Tip: If your manager is also new to working remotely, an old fashioned phone call update at the end of the day can be a refreshing, humanizing gesture. It’s also good to remember that your manager might be managing numerous other staff members, so try to keep your updates organized, focused, and concise.
“While working fully remote, even if we aren’t getting to banter around the conference table, we’ve been super intentional about keeping each other updated on work progress, our day-to-day accomplishments, and celebrating little milestone victories.” – Kristin Bural, Brand Designer at Proof
8. Resolve conflict quickly.
One of the most important things we help brands get down is their intentional personality and tone. Making sure your tone is properly expressed, is also critical to working in a team setting. Although texting, Slack, G-chat, and other written communications give you the option of emojis and animations (I love a good GIF), they’re still prone to misunderstandings. And now with COVID forcing us all to send infinitely more messages, the rate of misunderstanding has also increased.
Let’s say your co-worker sends a seemingly rude note, always give them the benefit of the doubt. Always. You need the context of their designated tone in order to truly grasp the intention of their message. So if you want immediate clarity, pick up the phone. If there’s a tough conversation you need to have with a co-worker, pick up the phone. If you sense a communication breakdown is occurring, pick up the phone.
“Slack is a great tool, but a short 5-minute phone call is way more valuable. By creating these personal touch-points with the team, we remove misunderstanding and I feel much more connected.” – Nick Smith, Senior Brand Designer at Proof
9. Find ways to keep relationships alive.
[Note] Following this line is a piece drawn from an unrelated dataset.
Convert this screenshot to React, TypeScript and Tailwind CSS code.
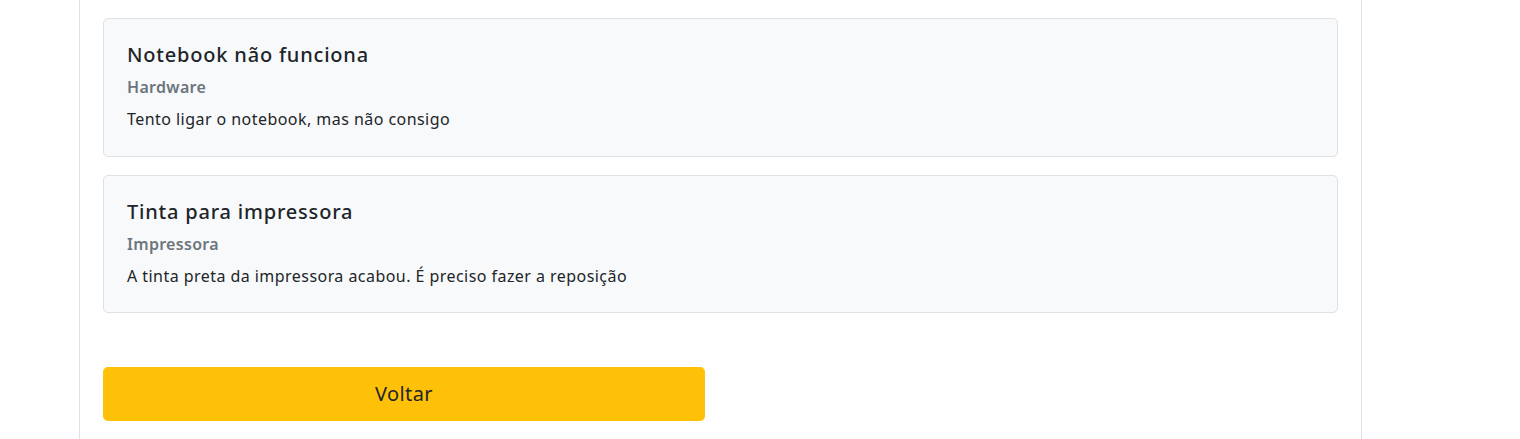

Last, but certainly not least — maintaining relationships and friendships with co-workers is a critical element for optimum communication when working remotely. Although it may seem forced, every now and then giving a co-worker a quick call, instead of leaning to a G-chat or Slack message, is a fantastic way to personalize daily communication. If you ordinarily schmooze with colleagues in-person before a big meeting, do the same before dialing-in to a group conference. And if on Monday you normally chit-chat about everyone’s weekends, keep that custom alive too.
Remote Working Communication Takeaways
I hope these tips help you improve your communication when working remotely, especially during these challenging COVID times. Make it your mission to get the most out of every meeting, beef up your proactive update frequency, and try to follow the same communication habits to preserve relationships and maintain a sense of normalcy. And if all fails, for God’s sake, pick up the phone.